I argue with myself: It didn’t happen to me. This is all in my imagination. I never knew my parents’ dead children. Why do they keep me up nights worrying?
Wayne and I talk endlessly about having our first child. We sit across from each other at small tables in restaurants, touch each other’s wrists or knees and say how glad we are that we’ll be parents together. When we see our nephew, Wayne’s brother’s son, we almost devour him out of our hunger to love and protect a baby. Yet I am terrified to stop taking birth control pills. Every night when I swallow that tiny blue tablet, I’m protecting myself not only from pregnancy but also from the possibility that my baby could die. No dead babies will be conceived tonight, I think as I visualize the blue pill heading straight for my uterus. I hear the pill whispering, “Let’s make believe we’re already pregnant so nothing can happen to us, so we can be safe.” The eggs and uterine lining and Fallopian tubes giggle and hold hands, creating a barrier against any intrusive sperm that might try to make a dead baby. It’s the old children’s game in reverse: Red rover, red rover, no sperm can come over!
But the time is coming. All four of my mother’s children had been born, or else died, by the time she was my age. She was done and I haven’t started yet. Am I better or worse off for having waited?
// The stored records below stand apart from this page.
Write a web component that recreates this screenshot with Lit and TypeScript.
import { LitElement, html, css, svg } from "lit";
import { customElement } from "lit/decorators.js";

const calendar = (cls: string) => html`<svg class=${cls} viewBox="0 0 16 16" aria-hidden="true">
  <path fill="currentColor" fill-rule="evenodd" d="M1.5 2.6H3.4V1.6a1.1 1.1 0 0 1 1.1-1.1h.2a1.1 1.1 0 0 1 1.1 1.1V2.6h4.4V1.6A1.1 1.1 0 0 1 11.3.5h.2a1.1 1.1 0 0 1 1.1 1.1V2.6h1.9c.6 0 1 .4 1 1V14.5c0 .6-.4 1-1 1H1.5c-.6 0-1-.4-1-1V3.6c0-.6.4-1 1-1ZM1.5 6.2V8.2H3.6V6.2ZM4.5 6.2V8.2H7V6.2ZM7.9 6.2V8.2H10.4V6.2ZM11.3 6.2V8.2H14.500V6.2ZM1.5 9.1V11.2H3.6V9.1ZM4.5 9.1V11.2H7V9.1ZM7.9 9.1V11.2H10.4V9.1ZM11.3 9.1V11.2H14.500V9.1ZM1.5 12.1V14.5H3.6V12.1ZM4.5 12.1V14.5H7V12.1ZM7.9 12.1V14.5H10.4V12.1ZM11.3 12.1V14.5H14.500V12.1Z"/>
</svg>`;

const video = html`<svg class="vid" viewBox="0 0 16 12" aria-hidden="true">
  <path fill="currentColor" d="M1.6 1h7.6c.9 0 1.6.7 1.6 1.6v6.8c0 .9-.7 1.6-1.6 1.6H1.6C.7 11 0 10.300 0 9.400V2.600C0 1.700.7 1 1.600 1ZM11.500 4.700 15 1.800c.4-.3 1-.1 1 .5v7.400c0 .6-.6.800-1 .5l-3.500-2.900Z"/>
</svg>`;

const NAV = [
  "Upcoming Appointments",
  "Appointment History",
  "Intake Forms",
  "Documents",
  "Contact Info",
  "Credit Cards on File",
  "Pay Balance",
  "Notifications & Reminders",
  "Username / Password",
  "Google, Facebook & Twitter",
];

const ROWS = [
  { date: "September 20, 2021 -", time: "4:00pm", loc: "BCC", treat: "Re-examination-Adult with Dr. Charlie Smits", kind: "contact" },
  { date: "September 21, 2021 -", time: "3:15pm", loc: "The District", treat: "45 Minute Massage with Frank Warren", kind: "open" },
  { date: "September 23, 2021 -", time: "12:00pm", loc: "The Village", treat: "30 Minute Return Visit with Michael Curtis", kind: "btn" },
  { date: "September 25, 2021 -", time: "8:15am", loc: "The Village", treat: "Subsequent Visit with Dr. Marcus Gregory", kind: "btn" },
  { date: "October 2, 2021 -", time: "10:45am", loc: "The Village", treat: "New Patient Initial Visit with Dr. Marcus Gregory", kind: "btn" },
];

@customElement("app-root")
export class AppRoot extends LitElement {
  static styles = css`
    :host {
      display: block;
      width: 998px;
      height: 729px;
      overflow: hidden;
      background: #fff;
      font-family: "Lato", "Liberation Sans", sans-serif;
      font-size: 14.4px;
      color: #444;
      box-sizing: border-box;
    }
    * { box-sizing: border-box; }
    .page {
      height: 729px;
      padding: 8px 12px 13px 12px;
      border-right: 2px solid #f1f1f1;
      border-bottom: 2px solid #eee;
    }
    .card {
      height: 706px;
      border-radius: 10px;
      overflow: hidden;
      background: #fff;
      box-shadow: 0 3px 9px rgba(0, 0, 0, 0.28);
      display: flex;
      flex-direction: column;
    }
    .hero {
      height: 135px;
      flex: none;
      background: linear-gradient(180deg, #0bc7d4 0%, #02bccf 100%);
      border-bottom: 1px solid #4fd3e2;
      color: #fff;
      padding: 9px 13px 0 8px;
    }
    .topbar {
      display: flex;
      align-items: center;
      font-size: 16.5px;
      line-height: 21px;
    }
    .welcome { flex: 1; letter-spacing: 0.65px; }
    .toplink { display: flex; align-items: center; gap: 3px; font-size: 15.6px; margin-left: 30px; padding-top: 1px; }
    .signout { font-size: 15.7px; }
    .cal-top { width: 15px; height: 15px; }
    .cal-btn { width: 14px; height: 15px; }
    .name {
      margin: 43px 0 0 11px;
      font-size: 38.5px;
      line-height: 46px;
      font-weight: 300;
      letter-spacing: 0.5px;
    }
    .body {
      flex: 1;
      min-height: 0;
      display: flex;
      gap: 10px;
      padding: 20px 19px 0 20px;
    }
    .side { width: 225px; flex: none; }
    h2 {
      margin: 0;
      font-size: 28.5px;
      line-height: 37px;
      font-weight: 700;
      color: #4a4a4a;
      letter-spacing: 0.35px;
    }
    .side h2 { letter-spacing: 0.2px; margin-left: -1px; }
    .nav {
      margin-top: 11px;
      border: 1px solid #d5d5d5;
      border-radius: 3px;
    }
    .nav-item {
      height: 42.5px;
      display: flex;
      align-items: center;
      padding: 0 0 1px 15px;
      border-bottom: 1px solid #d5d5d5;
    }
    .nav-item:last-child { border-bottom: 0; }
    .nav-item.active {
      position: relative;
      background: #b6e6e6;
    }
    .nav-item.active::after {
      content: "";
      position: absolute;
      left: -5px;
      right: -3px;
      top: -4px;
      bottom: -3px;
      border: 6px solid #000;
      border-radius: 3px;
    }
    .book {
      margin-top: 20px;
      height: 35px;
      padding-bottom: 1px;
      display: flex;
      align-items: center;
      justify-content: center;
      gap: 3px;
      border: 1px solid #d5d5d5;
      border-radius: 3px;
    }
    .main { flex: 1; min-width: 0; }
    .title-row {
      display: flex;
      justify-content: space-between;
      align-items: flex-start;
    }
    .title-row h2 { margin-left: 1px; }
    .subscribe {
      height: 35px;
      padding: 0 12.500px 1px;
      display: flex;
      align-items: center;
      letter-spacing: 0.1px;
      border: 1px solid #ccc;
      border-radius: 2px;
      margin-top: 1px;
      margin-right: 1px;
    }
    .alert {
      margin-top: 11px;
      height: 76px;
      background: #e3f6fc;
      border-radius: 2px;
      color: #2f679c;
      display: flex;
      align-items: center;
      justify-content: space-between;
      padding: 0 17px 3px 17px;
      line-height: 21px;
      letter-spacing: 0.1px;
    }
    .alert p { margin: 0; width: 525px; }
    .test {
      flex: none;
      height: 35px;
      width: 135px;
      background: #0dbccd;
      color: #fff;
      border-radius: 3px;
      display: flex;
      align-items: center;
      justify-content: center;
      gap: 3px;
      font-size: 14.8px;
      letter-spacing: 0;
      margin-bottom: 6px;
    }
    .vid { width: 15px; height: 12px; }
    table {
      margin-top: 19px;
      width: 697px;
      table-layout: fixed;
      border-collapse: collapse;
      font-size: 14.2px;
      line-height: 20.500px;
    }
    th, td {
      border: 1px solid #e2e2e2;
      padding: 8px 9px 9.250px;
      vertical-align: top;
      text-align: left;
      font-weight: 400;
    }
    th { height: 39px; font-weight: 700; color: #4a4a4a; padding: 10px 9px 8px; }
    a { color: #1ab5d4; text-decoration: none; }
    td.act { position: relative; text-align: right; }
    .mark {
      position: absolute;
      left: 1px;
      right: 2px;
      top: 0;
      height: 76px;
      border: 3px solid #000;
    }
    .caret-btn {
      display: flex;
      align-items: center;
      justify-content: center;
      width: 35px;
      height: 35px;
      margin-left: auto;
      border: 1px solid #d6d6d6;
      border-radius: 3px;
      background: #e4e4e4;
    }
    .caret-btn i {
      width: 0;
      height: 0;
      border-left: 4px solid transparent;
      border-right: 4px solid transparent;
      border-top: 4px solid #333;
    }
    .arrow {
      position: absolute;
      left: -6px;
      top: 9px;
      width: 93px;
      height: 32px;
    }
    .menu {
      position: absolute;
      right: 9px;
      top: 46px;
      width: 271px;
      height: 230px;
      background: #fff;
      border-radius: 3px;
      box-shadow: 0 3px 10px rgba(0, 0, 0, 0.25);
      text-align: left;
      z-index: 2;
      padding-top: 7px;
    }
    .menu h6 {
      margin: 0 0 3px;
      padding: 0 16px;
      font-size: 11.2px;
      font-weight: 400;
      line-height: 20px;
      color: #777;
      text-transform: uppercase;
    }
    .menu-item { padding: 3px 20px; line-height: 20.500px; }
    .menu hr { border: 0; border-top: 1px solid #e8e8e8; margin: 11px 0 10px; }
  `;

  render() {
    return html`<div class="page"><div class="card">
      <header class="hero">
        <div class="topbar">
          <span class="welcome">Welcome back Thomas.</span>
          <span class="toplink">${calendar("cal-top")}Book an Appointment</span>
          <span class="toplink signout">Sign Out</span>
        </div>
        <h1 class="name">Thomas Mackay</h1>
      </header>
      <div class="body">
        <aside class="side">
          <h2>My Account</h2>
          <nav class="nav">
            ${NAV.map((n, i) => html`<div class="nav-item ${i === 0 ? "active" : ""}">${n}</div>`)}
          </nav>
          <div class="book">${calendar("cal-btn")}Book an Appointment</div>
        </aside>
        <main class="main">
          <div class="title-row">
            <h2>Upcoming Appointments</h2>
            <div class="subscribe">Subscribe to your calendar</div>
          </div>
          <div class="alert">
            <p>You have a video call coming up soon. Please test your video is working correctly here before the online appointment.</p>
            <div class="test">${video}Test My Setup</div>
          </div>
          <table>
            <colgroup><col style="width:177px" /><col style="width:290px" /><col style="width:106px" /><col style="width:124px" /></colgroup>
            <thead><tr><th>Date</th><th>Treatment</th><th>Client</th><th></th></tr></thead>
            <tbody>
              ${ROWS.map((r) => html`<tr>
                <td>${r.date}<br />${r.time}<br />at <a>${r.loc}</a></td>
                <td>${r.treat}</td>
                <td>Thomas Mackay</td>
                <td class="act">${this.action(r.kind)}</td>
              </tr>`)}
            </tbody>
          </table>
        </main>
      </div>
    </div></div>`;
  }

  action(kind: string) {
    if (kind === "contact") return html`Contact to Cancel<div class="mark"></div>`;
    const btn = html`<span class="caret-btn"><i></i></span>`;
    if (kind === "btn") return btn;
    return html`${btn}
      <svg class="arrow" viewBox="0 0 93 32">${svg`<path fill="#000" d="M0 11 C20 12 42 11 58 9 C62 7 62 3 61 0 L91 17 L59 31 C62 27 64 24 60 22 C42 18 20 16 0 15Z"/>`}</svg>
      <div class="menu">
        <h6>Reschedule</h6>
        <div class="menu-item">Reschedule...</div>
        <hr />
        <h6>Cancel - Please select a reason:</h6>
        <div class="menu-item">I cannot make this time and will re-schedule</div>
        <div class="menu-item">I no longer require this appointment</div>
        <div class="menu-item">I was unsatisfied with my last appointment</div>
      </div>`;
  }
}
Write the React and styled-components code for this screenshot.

On the other hand, how badly did my mother do, really? Four babies: two lived, two died. Life and death in equal proportions. Somehow, that doesn’t seem so wrong.
* * *
If it’s all in my imagination, then that’s where I’ll go. It’s late at night. I imagine my parents young again in Ann Arbor, lying in their bed in the dark, the real dark, sleeping next to each other under two parallel piles of blankets. Silently, my mother floats out of bed in her peach-colored nightgown to a secret door that appears beside her. She travels up a mystery staircase to a room full of toys and books and soft light and plush carpets where her two other babies wait for her. They are playing together, the big one and the small one, and laughing their beautiful baby laughs. They are so happy to see her; she laughs, too, with delight at their pleasure. She hugs them and drops kisses on their delicate, perfectly formed heads. Then the babies sit on her lap in a big rocking chair, nestled in the fabric of her warm nightgown and they sigh contentedly as she tells them stories about their sisters, Anne and Jessica, who grew up and lived.